>> Start
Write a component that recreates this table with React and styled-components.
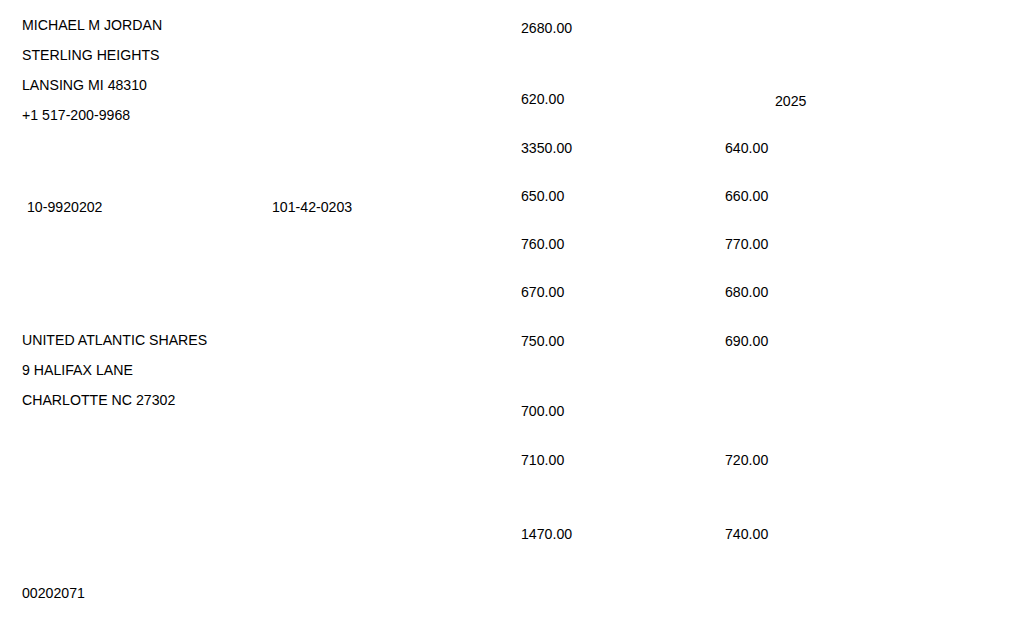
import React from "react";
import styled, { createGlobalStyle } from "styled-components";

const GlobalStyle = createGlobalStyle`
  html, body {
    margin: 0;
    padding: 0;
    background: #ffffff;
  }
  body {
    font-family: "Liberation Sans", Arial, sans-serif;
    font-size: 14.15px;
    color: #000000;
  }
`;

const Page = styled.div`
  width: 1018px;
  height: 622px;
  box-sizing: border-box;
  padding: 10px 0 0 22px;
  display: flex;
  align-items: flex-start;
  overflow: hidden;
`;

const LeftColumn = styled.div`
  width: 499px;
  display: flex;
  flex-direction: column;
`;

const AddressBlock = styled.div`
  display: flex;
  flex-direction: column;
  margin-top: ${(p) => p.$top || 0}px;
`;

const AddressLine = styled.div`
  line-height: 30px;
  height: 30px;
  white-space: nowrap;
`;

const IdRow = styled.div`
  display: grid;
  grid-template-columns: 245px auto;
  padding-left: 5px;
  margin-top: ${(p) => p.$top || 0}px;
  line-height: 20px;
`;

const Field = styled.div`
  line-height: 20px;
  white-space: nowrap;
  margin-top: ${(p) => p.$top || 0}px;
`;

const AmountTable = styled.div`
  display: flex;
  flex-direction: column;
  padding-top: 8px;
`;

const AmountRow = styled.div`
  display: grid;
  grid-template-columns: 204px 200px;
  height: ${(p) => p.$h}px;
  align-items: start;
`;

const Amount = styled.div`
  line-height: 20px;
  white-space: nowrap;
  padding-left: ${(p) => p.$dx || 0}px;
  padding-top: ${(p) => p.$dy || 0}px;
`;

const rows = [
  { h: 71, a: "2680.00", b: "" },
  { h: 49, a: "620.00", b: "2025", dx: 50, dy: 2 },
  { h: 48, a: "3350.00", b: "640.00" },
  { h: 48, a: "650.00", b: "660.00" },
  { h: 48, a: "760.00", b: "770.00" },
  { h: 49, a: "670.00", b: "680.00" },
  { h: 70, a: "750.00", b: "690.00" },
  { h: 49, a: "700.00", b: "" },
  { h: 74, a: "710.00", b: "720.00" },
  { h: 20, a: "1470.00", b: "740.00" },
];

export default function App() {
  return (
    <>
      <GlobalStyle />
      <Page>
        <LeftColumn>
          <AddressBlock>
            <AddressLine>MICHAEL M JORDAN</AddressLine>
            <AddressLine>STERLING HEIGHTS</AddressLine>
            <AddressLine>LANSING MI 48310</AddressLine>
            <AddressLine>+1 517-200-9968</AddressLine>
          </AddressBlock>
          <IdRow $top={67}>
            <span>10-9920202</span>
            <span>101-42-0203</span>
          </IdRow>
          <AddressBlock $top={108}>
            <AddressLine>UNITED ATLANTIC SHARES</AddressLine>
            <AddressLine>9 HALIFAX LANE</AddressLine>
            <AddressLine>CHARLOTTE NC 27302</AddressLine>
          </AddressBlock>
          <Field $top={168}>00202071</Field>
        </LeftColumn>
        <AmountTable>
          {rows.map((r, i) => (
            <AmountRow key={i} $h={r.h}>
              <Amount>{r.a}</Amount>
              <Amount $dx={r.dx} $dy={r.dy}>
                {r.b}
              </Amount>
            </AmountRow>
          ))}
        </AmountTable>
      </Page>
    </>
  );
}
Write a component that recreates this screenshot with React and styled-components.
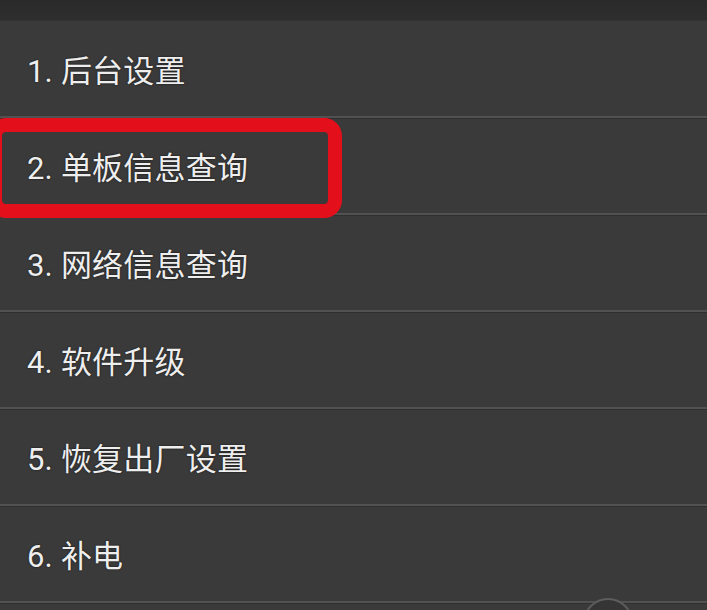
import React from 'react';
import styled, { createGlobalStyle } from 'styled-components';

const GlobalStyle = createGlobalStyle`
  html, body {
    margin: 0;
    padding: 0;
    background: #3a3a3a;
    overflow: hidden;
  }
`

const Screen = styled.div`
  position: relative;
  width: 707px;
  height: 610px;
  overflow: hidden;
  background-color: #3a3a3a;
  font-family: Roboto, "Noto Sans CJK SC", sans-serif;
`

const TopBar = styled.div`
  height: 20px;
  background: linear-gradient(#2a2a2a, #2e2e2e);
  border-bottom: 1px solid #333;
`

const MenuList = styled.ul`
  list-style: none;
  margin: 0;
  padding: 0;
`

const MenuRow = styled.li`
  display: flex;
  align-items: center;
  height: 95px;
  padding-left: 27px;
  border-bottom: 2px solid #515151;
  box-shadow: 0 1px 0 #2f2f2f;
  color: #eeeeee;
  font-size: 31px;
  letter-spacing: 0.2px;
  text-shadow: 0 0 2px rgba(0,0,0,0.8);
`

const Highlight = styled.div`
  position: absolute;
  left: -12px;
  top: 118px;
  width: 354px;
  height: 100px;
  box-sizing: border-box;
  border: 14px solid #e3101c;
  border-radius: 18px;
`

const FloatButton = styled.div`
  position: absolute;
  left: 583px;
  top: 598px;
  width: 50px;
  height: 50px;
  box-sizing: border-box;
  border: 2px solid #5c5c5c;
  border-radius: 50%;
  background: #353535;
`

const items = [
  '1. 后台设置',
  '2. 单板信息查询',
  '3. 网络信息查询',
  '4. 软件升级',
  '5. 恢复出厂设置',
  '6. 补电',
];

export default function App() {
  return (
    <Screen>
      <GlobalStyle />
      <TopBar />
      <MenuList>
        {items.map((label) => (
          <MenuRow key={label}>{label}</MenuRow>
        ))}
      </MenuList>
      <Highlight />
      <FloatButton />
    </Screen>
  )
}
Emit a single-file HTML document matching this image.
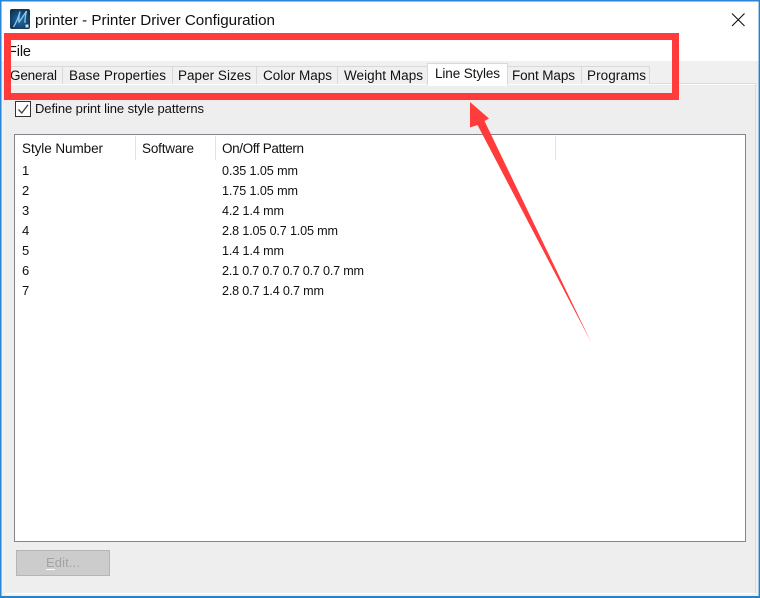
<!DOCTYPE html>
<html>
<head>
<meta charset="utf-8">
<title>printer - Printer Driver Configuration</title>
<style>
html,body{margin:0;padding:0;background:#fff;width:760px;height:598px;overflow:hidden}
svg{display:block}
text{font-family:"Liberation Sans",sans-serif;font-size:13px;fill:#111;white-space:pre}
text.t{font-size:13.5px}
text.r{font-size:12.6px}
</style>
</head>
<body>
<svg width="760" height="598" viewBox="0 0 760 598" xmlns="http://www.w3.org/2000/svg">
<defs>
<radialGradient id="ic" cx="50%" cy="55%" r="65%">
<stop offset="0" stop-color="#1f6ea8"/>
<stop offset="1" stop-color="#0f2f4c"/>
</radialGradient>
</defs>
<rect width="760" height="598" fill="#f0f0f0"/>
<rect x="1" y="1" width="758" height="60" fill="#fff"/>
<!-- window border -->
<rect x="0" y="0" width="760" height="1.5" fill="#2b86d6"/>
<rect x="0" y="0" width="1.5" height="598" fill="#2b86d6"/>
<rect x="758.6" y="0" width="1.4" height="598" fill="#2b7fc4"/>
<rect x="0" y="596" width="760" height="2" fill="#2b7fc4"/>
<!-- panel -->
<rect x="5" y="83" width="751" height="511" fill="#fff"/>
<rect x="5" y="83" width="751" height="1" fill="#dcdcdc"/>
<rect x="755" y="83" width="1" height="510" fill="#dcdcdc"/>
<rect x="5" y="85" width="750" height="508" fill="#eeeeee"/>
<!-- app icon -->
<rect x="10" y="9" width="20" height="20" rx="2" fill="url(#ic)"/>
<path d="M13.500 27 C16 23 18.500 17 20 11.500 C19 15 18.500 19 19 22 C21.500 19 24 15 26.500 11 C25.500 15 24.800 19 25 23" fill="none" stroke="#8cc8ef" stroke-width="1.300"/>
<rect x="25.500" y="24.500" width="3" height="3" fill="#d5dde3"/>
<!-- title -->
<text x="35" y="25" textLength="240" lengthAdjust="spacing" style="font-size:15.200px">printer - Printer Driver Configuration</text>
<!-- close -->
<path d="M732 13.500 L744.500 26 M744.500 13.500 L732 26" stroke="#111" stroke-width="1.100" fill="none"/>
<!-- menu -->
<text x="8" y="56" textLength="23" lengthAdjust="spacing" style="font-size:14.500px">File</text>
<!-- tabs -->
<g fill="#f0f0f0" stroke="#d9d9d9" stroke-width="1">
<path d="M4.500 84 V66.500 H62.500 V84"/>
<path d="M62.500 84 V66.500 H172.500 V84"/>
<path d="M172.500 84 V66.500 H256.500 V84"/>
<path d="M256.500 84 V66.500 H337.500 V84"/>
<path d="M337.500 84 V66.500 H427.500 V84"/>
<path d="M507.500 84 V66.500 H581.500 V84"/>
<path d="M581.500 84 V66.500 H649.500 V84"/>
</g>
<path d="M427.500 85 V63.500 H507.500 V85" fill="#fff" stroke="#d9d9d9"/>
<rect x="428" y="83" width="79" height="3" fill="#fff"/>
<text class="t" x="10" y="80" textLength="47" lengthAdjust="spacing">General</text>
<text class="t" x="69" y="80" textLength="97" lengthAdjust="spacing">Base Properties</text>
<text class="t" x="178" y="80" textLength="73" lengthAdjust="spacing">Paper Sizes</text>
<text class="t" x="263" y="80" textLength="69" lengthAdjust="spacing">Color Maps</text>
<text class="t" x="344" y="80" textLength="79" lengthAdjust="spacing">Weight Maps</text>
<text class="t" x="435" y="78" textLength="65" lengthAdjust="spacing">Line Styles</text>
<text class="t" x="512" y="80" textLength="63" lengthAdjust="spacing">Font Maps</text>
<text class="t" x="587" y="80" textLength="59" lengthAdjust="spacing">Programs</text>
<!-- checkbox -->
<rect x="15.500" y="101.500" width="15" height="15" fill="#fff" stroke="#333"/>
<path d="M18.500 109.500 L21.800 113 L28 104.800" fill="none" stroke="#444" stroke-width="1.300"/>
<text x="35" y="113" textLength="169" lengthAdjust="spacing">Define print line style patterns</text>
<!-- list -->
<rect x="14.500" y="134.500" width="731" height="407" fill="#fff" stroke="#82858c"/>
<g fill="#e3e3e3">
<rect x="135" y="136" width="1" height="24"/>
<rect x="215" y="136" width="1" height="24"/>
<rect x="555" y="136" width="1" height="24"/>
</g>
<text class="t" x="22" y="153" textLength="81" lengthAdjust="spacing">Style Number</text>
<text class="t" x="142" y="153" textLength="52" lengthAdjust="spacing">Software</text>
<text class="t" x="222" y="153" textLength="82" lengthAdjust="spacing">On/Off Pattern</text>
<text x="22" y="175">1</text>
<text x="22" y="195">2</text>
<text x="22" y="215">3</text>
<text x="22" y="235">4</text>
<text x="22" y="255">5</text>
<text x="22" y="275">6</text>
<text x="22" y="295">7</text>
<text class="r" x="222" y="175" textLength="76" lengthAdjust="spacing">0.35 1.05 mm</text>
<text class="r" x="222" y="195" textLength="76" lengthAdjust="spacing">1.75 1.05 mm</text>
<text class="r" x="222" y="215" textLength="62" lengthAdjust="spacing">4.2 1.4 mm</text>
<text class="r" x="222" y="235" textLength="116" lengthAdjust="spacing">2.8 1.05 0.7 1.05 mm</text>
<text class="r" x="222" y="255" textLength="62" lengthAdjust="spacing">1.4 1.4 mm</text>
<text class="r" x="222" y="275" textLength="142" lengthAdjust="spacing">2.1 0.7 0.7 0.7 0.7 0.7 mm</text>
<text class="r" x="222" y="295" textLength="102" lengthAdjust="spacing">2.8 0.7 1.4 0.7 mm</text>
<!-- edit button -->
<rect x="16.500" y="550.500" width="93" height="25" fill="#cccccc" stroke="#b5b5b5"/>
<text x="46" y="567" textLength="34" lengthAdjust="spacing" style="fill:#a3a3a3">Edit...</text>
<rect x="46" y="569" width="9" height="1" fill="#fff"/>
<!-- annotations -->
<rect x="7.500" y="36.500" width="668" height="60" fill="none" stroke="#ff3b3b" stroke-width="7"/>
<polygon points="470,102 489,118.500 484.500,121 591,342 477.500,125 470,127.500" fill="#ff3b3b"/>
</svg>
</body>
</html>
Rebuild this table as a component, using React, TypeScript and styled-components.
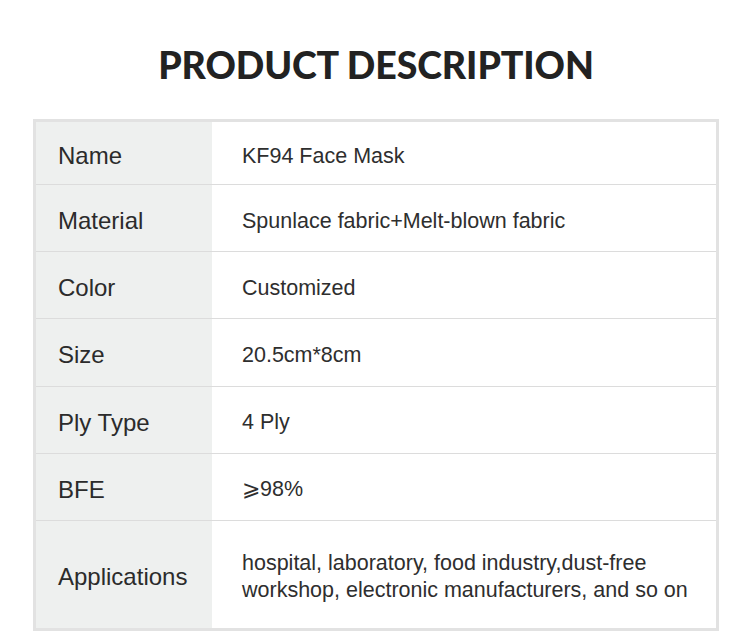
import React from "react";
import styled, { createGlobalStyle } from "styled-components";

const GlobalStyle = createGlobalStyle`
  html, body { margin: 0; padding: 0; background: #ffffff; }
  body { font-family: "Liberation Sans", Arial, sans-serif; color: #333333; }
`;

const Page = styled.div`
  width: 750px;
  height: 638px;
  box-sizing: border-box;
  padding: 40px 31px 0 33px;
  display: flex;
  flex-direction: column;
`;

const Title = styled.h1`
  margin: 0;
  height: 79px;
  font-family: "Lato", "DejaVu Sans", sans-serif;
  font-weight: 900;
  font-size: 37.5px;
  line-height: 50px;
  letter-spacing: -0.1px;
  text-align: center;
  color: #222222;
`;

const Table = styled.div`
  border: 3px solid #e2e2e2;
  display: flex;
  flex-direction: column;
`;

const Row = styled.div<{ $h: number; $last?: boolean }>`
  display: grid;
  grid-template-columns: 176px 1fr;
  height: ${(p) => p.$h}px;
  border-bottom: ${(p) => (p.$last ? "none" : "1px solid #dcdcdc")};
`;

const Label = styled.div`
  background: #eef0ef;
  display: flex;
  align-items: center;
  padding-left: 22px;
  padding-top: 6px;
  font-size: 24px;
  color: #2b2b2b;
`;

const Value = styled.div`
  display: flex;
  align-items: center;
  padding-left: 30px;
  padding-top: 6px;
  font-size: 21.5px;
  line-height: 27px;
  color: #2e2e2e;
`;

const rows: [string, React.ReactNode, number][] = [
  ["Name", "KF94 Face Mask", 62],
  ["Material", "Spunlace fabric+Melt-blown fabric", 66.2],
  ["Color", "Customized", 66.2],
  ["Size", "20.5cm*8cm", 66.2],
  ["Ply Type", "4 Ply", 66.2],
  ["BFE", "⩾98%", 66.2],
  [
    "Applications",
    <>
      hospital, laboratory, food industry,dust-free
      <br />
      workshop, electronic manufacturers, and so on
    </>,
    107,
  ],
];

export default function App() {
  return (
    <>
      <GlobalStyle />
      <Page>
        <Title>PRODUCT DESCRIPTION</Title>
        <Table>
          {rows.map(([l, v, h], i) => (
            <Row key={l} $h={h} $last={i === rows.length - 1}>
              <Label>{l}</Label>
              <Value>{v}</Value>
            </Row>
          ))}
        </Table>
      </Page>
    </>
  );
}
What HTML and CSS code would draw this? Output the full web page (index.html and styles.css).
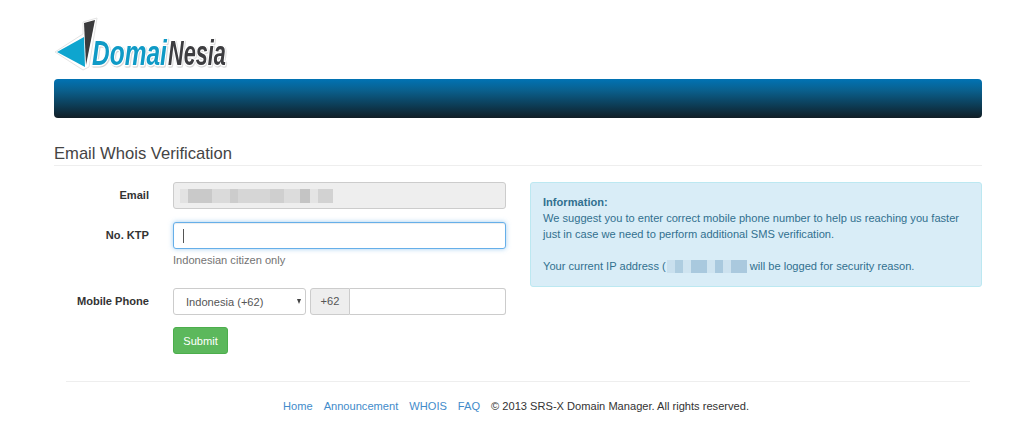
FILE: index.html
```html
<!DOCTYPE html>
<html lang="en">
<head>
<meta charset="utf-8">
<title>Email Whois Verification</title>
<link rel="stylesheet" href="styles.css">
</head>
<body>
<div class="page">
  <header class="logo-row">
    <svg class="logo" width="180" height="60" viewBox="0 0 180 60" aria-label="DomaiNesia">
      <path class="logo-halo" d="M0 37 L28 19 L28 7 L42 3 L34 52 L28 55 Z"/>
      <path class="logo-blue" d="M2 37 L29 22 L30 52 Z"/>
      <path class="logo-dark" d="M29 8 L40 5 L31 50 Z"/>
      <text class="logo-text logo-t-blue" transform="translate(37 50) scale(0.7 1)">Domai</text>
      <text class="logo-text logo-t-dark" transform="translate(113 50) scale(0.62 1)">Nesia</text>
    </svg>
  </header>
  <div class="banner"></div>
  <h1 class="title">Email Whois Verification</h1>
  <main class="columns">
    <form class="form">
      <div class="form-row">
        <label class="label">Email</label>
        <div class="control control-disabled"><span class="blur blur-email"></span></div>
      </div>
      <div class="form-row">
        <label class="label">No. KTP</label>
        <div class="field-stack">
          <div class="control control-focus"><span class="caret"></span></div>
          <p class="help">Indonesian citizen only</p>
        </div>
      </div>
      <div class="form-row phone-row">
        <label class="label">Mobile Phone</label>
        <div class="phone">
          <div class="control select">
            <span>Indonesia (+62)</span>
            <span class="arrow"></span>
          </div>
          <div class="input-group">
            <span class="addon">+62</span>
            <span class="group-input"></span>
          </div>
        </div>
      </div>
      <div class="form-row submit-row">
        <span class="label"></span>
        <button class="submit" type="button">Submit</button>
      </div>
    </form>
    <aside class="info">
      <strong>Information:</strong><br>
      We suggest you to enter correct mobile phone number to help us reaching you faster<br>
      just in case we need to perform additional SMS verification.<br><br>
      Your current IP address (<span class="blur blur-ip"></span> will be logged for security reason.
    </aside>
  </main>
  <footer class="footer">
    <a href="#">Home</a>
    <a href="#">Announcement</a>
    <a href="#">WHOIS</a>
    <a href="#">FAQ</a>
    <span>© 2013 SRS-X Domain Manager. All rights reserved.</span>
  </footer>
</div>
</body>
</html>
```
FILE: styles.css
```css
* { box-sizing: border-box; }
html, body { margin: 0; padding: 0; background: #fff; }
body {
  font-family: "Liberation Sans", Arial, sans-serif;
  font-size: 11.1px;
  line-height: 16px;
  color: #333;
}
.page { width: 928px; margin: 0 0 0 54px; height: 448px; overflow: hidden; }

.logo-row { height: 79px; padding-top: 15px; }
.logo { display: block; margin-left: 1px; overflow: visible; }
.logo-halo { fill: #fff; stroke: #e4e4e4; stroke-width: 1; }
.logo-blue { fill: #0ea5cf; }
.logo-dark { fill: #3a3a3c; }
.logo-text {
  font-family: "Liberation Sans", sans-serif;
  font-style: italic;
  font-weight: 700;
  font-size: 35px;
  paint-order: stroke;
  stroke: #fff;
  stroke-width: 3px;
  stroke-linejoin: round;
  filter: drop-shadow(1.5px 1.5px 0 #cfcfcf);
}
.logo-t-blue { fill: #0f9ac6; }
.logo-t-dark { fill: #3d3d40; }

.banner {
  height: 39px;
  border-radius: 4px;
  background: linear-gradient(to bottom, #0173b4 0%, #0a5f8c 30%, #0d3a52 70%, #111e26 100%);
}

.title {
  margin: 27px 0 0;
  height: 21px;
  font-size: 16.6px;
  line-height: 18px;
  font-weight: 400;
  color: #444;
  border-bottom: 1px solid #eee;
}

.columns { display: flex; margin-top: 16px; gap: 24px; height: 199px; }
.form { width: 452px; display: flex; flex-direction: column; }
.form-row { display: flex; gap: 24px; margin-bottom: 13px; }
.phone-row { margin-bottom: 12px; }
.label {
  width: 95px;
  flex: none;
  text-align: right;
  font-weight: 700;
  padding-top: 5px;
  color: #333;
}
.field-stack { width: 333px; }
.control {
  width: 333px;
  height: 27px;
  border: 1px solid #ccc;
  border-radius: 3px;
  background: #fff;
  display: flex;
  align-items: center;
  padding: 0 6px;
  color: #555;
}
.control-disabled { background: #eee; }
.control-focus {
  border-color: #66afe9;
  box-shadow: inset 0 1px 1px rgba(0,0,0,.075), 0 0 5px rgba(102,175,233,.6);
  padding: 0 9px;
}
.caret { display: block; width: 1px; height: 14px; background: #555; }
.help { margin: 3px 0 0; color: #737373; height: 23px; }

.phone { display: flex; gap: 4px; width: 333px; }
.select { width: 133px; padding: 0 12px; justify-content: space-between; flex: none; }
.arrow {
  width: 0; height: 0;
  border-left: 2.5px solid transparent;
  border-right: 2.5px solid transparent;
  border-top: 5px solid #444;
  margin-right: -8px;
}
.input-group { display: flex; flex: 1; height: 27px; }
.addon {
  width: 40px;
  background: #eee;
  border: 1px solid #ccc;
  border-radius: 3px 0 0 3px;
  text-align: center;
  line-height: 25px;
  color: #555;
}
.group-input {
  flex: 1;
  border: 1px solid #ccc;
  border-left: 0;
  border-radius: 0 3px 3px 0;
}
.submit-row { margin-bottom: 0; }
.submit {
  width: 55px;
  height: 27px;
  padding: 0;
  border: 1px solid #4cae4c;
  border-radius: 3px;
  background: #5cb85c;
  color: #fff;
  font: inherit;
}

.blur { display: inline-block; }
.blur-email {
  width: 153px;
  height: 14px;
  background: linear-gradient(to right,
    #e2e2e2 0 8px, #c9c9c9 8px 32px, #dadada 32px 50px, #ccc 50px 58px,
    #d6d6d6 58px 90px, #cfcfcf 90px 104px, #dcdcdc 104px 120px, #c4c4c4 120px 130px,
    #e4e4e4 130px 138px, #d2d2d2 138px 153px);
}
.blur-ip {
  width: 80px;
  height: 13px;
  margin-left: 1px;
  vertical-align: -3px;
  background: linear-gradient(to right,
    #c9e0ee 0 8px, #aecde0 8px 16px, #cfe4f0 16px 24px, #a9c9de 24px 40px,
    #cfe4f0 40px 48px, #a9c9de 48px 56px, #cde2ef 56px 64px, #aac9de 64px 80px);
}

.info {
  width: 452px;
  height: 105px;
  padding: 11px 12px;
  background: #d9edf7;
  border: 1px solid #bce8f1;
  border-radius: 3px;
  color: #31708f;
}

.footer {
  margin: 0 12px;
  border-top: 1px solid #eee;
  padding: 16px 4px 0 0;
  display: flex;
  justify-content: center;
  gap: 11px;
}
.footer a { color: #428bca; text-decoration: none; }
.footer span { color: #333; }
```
>> End
§ **Given problem**: Show every line in the records above that contains the word "with".

§ **Response for this exercise**:
Write a component that recreates this table with React and styled-components.
Write a component that recreates this screenshot with React and styled-components.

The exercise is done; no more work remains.